В итоге образ государства и восприятие индийской нации в массовом сознании индийцев все прочнее ассоциируется (сначала символически, а потом все более реально) с ее интерпретацией, предлагаемой из крайне правого политического крыла. Активная часть секуляризованной элиты запоздало реагирует на уже произошедшие негативные трансформации, продолжая использовать старую терминологию, смысл которой задают уже адепты хиндутвы[244]. Отнюдь не случайный расцвет этнорелигиозной и расовой риторики в наше время обусловлен вовсе не возросшим самосознанием этносов[245], а новым трендом на их «возрожденчество». Акцент, смещенный в хундутве на этнорелигиозной идентичности граждан в политическом пространстве современных наций-государств, призван сыграть лишь функциональную и вполне прагматическую роль. Он представляет собой удобное средство для легитимации и морального возвышения частных и коллективных политических интересов новых экономически и политически окрепших правых элит, в их противопоставлении всеобщему гражданскому политическому интересу, который призвано защищать национальное государство и регулировать гражданское общество.Развитие секулярных процессов и формирование новых социальных идентичностей - это сложные, продолжительные во времени и крайне конфликтогенные социальные явления. В индийском случае необходимо обращение к идеи формирования нации через выстраивание иерархии идентичности на основе множественных социальных приоритетов граждан как комплексного процесса, который не может быть осмыслен исключительно на базе дифференциации простейших различий в их религиозных убеждениях[246]. Существует весьма простое объяснение этому факту. Религиозные разногласия в догматике не играют значительной роли хотя бы потому, что многие, если не большинство непосредственных участников межобщинных столкновений незнакомы основательно даже с догматикой и историей своих вероучений. Поэтому гораздо большее значение для большинства приобретают бытовые различия, имеющие религиозную санкцию: 1) употребление в пищу свинины/говядины; 2) обычай затворничества для женщин; 3) храмы/скульптуры и «пустые» мечети; 4) особенности и сроки празднеств/шествий и ряд других, но и они не являются основой разногласий.

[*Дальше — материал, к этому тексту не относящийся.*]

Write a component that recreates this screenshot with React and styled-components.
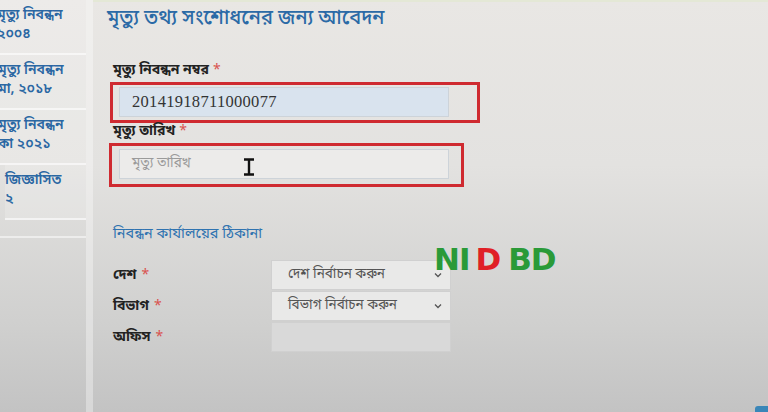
import React from "react";
import styled, { createGlobalStyle } from "styled-components";

const GlobalStyle = createGlobalStyle`
  html, body { margin: 0; padding: 0; }
  body {
    width: 768px;
    height: 412px;
    overflow: hidden;
    font-family: "Noto Sans Bengali", "Noto Sans", "Liberation Sans", sans-serif;
    background: linear-gradient(180deg, #e9e7e4 0%, #e3e2e0 40%, #d0d0cf 78%, #c3c3c3 100%);
  }
`;

const Page = styled.div`
  position: relative;
  display: flex;
  width: 768px;
  height: 412px;
  overflow: hidden;
`;

const Sidebar = styled.div`
  width: 86px;
  flex-shrink: 0;
  border-right: 7px solid rgba(255, 255, 255, 0.35);
  overflow: hidden;
  display: flex;
  flex-direction: column;
`;

const SideItem = styled.div`
  height: 55px;
  box-sizing: border-box;
  padding-top: 6px;
  border-bottom: 2px solid rgba(255, 255, 255, 0.6);
  background: rgba(255, 255, 255, 0.18);
  color: #2a67a3;
  font-size: 14px;
  font-weight: 600;
  line-height: 19px;
  white-space: nowrap;
  margin-left: ${(p) => p.shift || -2}px;
`;

const SideBottom = styled.div`
  height: 16px;
  border-bottom: 2px solid rgba(255, 255, 255, 0.5);
`;

const Main = styled.div`
  flex: 1;
  border-top: 2px solid #e4e8d6;
  padding-left: 14px;
  display: flex;
  flex-direction: column;
`;

const Title = styled.h1`
  margin: 4px 0 0;
  font-size: 20px;
  font-weight: 500;
  color: #2b6aa6;
  line-height: 26px;
`;

const Label = styled.div`
  margin: ${(p) => p.top || 0}px 0 0 6px;
  font-size: 14px;
  font-weight: 700;
  color: #222;
  line-height: 18px;
  span { color: #d9534f; font-weight: 400; margin-left: 4px; }
`;

const Highlight = styled.div`
  width: ${(p) => p.w}px;
  box-sizing: border-box;
  border: 3px solid #cf2a30;
  padding: ${(p) => p.pad};
  margin-left: ${(p) => p.left || 3}px;
  margin-top: 2px;
`;

const TextInput = styled.div`
  width: 330px;
  height: 30px;
  box-sizing: border-box;
  border: 1px solid #cdd3d9;
  background: ${(p) => (p.filled ? "#d9e3ee" : "#ecebea")};
  color: ${(p) => (p.filled ? "#333" : "#9a9a9a")};
  font-family: ${(p) => (p.filled ? '"Liberation Serif", serif' : "inherit")};
  font-size: ${(p) => (p.filled ? 16.5 : 13.5)}px;
  letter-spacing: ${(p) => (p.filled ? 0.3 : 0)}px;
  display: flex;
  align-items: center;
  padding-left: 12px;
`;

const Section = styled.div`
  margin: 38px 0 0 6px;
  font-size: 14.5px;
  color: #2f73b0;
`;

const SelectRows = styled.div`
  margin-top: 16px;
  display: flex;
  flex-direction: column;
  gap: 1px;
`;

const Row = styled.div`
  display: grid;
  grid-template-columns: 164px 180px;
  align-items: center;
`;

const RowLabel = styled.div`
  padding-left: 6px;
  font-size: 14px;
  font-weight: 700;
  color: #222;
  span { color: #d9534f; font-weight: 400; margin-left: 5px; }
`;

const Select = styled.div`
  height: 30px;
  box-sizing: border-box;
  border: 1px solid #d0d0d0;
  background: ${(p) => (p.disabled ? "#d9d9d9" : "#e9e9e8")};
  color: #555;
  font-size: 13.5px;
  display: flex;
  align-items: center;
  justify-content: space-between;
  padding: 0 8px 0 16px;
`;

const Watermark = styled.div`
  position: absolute;
  left: 434px;
  top: 241px;
  font-family: "DejaVu Sans", sans-serif;
  font-weight: 700;
  font-size: 31px;
  letter-spacing: -1px;
  color: #2a9a38;
  b { color: #e01f26; margin: 0 8px 0 6px; }
`;

const Cursor = styled.svg`
  position: absolute;
  left: 243px;
  top: 158px;
`;

const Corner = styled.div`
  position: absolute;
  right: 0;
  bottom: 0;
  width: 13px;
  height: 6px;
  background: #3a86b8;
  border-top-left-radius: 3px;
`;

const Chevron = () => (
  <svg width="8" height="6" viewBox="0 0 8 6">
    <path d="M1 1.5 L4 4.5 L7 1.5" fill="none" stroke="#555" strokeWidth="1.3" />
  </svg>
);

export default function App() {
  return (
    <>
      <GlobalStyle />
      <Page>
        <Sidebar>
          <SideItem shift={-3}>মৃত্যু নিবন্ধন<br />২০০৪</SideItem>
          <SideItem shift={-2}>মৃত্যু নিবন্ধন<br />মা, ২০১৮</SideItem>
          <SideItem shift={-2}>মৃত্যু নিবন্ধন<br />কা ২০২১</SideItem>
          <SideItem shift={5}>জিজ্ঞাসিত<br />২</SideItem>
          <SideBottom />
        </Sidebar>
        <Main>
          <Title>মৃত্যু তথ্য সংশোধনের জন্য আবেদন</Title>
          <Label top={30}>মৃত্যু নিবন্ধন নম্বর<span>*</span></Label>
          <Highlight w={370} left={3} pad="2px 0 3px 6px">
            <TextInput filled>20141918711000077</TextInput>
          </Highlight>
          <Label top={0}>মৃত্যু তারিখ<span>*</span></Label>
          <Highlight w={355} left={2} pad="3px 0 5px 7px">
            <TextInput>মৃত্যু তারিখ</TextInput>
          </Highlight>
          <Section>নিবন্ধন কার্যালয়ের ঠিকানা</Section>
          <SelectRows>
            <Row>
              <RowLabel>দেশ<span>*</span></RowLabel>
              <Select>দেশ নির্বাচন করুন <Chevron /></Select>
            </Row>
            <Row>
              <RowLabel>বিভাগ<span>*</span></RowLabel>
              <Select>বিভাগ নির্বাচন করুন <Chevron /></Select>
            </Row>
            <Row>
              <RowLabel>অফিস<span>*</span></RowLabel>
              <Select disabled />
            </Row>
          </SelectRows>
        </Main>
        <Cursor width="12" height="18" viewBox="0 0 12 18">
          <path d="M1 1.5 H11 M6 1.5 V16.5 M1 16.5 H11" stroke="#111" strokeWidth="2.4" fill="none" />
        </Cursor>
        <Watermark>NI<b>D</b>BD</Watermark>
        <Corner />
      </Page>
    </>
  );
}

В приводимых выше соображених вовсе не утверждается, что религиозные разногласия полностью не значимы для формирования чувства межобщинной вражды и конфликтов в Индии. Вслед за Д. Чакрабарти и Б. Андерсон автор всего лишь указывает, что индо-мусульманская вражда и связанные с ней некоторые специфические модели поведения поразительно напоминают расовые конфликты в других социальных контекстах, где религия не играет сколько-нибудь значимой роли. Применительно к индийским условиям можно говорить о этнонационализме или расизме как дополнительных описательных категориях для обсуждения кризиса общегражданской идентичности в Индии. Они призванны объяснить вызовы секулярному законодательству страны, выявить причины межобщинной розни и ксенофобии, проблемы недостаточной зрелости гражданского общества и предпосылки незавершенности и проблематичности национального строительства даже по прошествии шести десятилетий после провозглашения страной независимости.